Mara: Caroline sits in my office weeping. She has failed the edTPA (a high-stakes assessment of teaching readiness) and can’t understand why. Her previous performance (both in class and in her practica) has been stellar; feedback from cooperating teachers and supervisors all speak to her enthusiasm, her creative lessons, and how well she engages a broad range of learners.
I ask her which lesson she submitted for edTPA analysis. Caroline had organized the students into heterogeneous cooperative learning groups, and each group was engaged in seeking information about aspects of the Civil Rights Movement. She thought the lesson was successful, and the students’ performance was what she had hoped for. But in writing up the lesson, she struggled to describe what she did in a way consistent with the edTPA framework, and her evaluations of group and individual work weren’t a good “fit” for the edTPA rubric.

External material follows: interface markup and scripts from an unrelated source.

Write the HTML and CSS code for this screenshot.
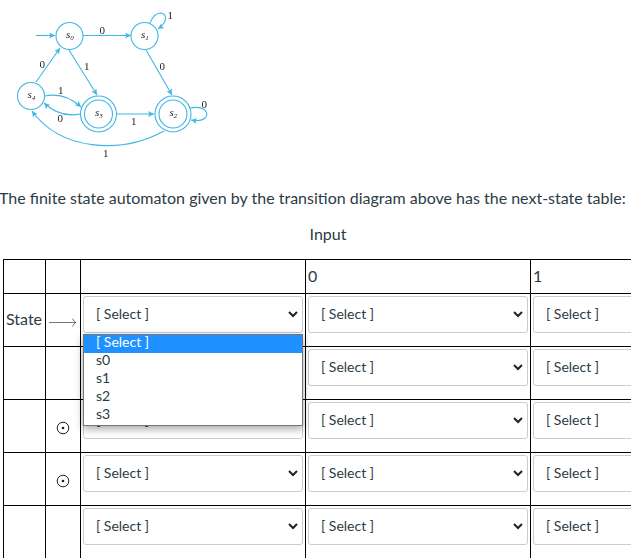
FILE: index.html
```html
<!DOCTYPE html>
<html lang="en">
<head>
    <meta charset="UTF-8">
    <meta name="viewport" content="width=device-width, initial-scale=1.0">
    <title>Next-state table</title>
    <link rel="stylesheet" href="styles.css">
</head>
<body>
    <svg class="diagram" width="240" height="170" viewBox="0 0 240 170">
        <defs>
            <marker id="tip" markerUnits="userSpaceOnUse" markerWidth="7" markerHeight="6" refX="6" refY="3" orient="auto">
                <path d="M0 0L6 3L0 6L1.5 3Z" fill="#3db7e4"/>
            </marker>
        </defs>
        <g class="edges">
            <circle cx="69.5" cy="36" r="13.5"/>
            <circle cx="144.5" cy="36" r="13.5"/>
            <circle cx="31" cy="96" r="13.5"/>
            <circle cx="98.5" cy="114" r="18"/>
            <circle cx="98.5" cy="114" r="14"/>
            <circle cx="173" cy="114" r="18"/>
            <circle cx="173" cy="114" r="14"/>
            <path marker-end="url(#tip)" d="M36 35.5H55"/>
            <path marker-end="url(#tip)" d="M83 35.5H131"/>
            <path marker-end="url(#tip)" d="M150 23C153 15 158 13 161 13C167 14 168 22 158 29"/>
            <path marker-end="url(#tip)" d="M146 50L172 95"/>
            <path marker-end="url(#tip)" d="M69 50L97 95"/>
            <path marker-end="url(#tip)" d="M36 82L60 48"/>
            <path marker-end="url(#tip)" d="M45 96Q65 92 81 107"/>
            <path marker-end="url(#tip)" d="M80 114Q60 118 44 103"/>
            <path marker-end="url(#tip)" d="M117 114H154"/>
            <path marker-end="url(#tip)" d="M190 108C205 105 210 114 205 118C202 121 197 121 191 120"/>
            <path marker-end="url(#tip)" d="M164 131C120 155 60 150 32 111"/>
        </g>
        <g class="names">
            <text x="66" y="38">s<tspan class="sub" dy="1.500">0</tspan></text>
            <text x="141" y="38">s<tspan class="sub" dy="1.500">1</tspan></text>
            <text x="27.500" y="98">s<tspan class="sub" dy="1.500">4</tspan></text>
            <text x="95" y="116">s<tspan class="sub" dy="1.500">3</tspan></text>
            <text x="169.500" y="116">s<tspan class="sub" dy="1.500">2</tspan></text>
        </g>
        <g class="labels">
            <text x="99.500" y="34">0</text>
            <text x="167.500" y="19">1</text>
            <text x="159.500" y="70">0</text>
            <text x="84" y="70">1</text>
            <text x="39.500" y="68">0</text>
            <text x="58" y="94">1</text>
            <text x="57.500" y="122">0</text>
            <text x="131" y="125">1</text>
            <text x="201.500" y="108">0</text>
            <text x="103" y="157">1</text>
        </g>
    </svg>

    <p class="question">The finite state automaton given by the transition diagram above has the next-state table:</p>
    <p class="input-title">Input</p>

    <div class="table-wrap">
        <table class="states">
            <colgroup>
                <col class="c-name"><col class="c-mark"><col class="c-sel"><col class="c-sel"><col class="c-sel">
            </colgroup>
            <tr class="head">
                <td></td>
                <td></td>
                <td></td>
                <td>0</td>
                <td>1</td>
            </tr>
            <tr>
                <td class="name">State</td>
                <td class="mark">
                    <svg width="30" height="12" viewBox="0 0 30 12"><path d="M1 6.500H28M24.500 2.500C25.500 4.500 26.500 5.800 28 6.500C26.500 7.200 25.500 8.500 24.500 10.500" fill="none" stroke="#555" stroke-width="0.8"/></svg>
                </td>
                <td class="sel-cell">
                    <select class="pick"><option>[ Select ]</option></select>
                    <div class="menu">
                        <div class="opt on">[ Select ]</div>
                        <div class="opt">s0</div>
                        <div class="opt">s1</div>
                        <div class="opt">s2</div>
                        <div class="opt">s3</div>
                    </div>
                </td>
                <td class="sel-cell"><select class="pick"><option>[ Select ]</option></select></td>
                <td class="sel-cell"><select class="pick"><option>[ Select ]</option></select></td>
            </tr>
            <tr>
                <td></td>
                <td></td>
                <td class="sel-cell"><select class="pick"><option>[ Select ]</option></select></td>
                <td class="sel-cell"><select class="pick"><option>[ Select ]</option></select></td>
                <td class="sel-cell"><select class="pick"><option>[ Select ]</option></select></td>
            </tr>
            <tr>
                <td></td>
                <td class="mark">
                    <svg width="14" height="14" viewBox="0 0 14 14"><circle cx="7" cy="7" r="5.800" fill="none" stroke="#222" stroke-width="1"/><circle cx="7" cy="7" r="1.300" fill="#222"/></svg>
                </td>
                <td class="sel-cell"><select class="pick"><option>[ Select ]</option></select></td>
                <td class="sel-cell"><select class="pick"><option>[ Select ]</option></select></td>
                <td class="sel-cell"><select class="pick"><option>[ Select ]</option></select></td>
            </tr>
            <tr>
                <td></td>
                <td class="mark">
                    <svg width="14" height="14" viewBox="0 0 14 14"><circle cx="7" cy="7" r="5.800" fill="none" stroke="#222" stroke-width="1"/><circle cx="7" cy="7" r="1.300" fill="#222"/></svg>
                </td>
                <td class="sel-cell"><select class="pick"><option>[ Select ]</option></select></td>
                <td class="sel-cell"><select class="pick"><option>[ Select ]</option></select></td>
                <td class="sel-cell"><select class="pick"><option>[ Select ]</option></select></td>
            </tr>
            <tr>
                <td></td>
                <td></td>
                <td class="sel-cell"><select class="pick"><option>[ Select ]</option></select></td>
                <td class="sel-cell"><select class="pick"><option>[ Select ]</option></select></td>
                <td class="sel-cell"><select class="pick"><option>[ Select ]</option></select></td>
            </tr>
        </table>
    </div>
</body>
</html>
```

FILE: styles.css
```css
html {
    overflow: hidden;
}

body {
    margin: 0;
    padding: 0;
    height: 558px;
    overflow: hidden;
    font-family: "Lato", "Liberation Sans", sans-serif;
    font-size: 16px;
    line-height: 24px;
    color: #2d3b45;
    background-color: #fff;
}

.diagram {
    display: block;
    filter: blur(0.45px);
}

.edges circle,
.edges path {
    fill: none;
    stroke: #3db7e4;
    stroke-width: 1.1;
}

.names text {
    font-family: "Liberation Serif", serif;
    font-style: italic;
    font-size: 11px;
    fill: #222;
}

.names .sub {
    font-size: 7px;
}

.labels text {
    font-family: "Liberation Serif", serif;
    font-size: 11px;
    fill: #222;
}

.question {
    margin: 16px 0 0 -1px;
    white-space: nowrap;
}

.input-title {
    margin: 12px 0 0 0;
    text-align: center;
    padding-left: 22px;
}

.table-wrap {
    margin: 13px 0 0 3px;
    width: 628px;
    height: 300px;
    overflow: hidden;
}

.states {
    border-collapse: collapse;
    table-layout: fixed;
    width: 753px;
}

.c-name {
    width: 42px;
}

.c-mark {
    width: 35px;
}

.c-sel {
    width: 225px;
}

.states td {
    border: 1px solid #000;
    padding: 2px;
    height: 53px;
    box-sizing: border-box;
    vertical-align: middle;
}

.states .head td {
    height: 34px;
    padding: 2px 2px 4px;
}

.states .name {
    padding: 0 2px 2px;
}

.states .mark {
    padding: 4px 0 0 0;
    text-align: center;
}

.mark svg {
    display: block;
    margin: 0 auto;
}

.states .sel-cell {
    position: relative;
    padding: 2px 2px 0;
    vertical-align: top;
}

.pick {
    display: block;
    width: 220px;
    height: 37px;
    padding: 0 30px 2px 12px;
    border: 1px solid #c7cdd1;
    border-radius: 3px;
    box-sizing: border-box;
    appearance: none;
    font-family: inherit;
    font-size: 14px;
    color: #2d3b45;
    background: #fff url("data:image/svg+xml,%3Csvg xmlns='http://www.w3.org/2000/svg' width='10' height='7'%3E%3Cpath d='M1 1l4 4 4-4' fill='none' stroke='%23222' stroke-width='2'/%3E%3C/svg%3E") no-repeat right 4px center;
}

.menu {
    position: absolute;
    left: 2px;
    top: 40px;
    z-index: 2;
    width: 220px;
    height: 92px;
    box-sizing: border-box;
    border: 1px solid #767676;
    background-color: #fff;
    box-shadow: 0 3px 8px rgba(0, 0, 0, 0.35);
    font-size: 14px;
}

.opt {
    height: 18px;
    line-height: 14px;
    padding-left: 12px;
}

.opt.on {
    background-color: #1e90ff;
    color: #fff;
}
```
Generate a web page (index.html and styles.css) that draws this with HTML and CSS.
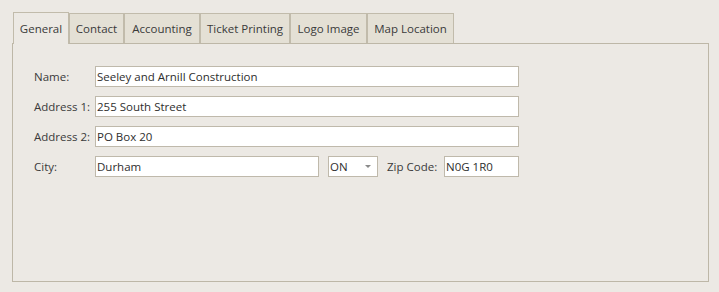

I don’t know what to say. Caroline’s lesson flowed directly from our program’s focus on inclusion and diversity. I don’t want to warn students to structure lessons based on the edTPA rather than their best understanding of students and their learning. But I want Caroline to get her credential. Words stick in my throat.
This vignette highlights one of the many problems and disruptions created by the edTPA—among prospective teachers (PTs), teacher education faculty, and cooperating school personnel. In fact, the edTPA calls into question what we value about ourselves, our teaching, and our relationships.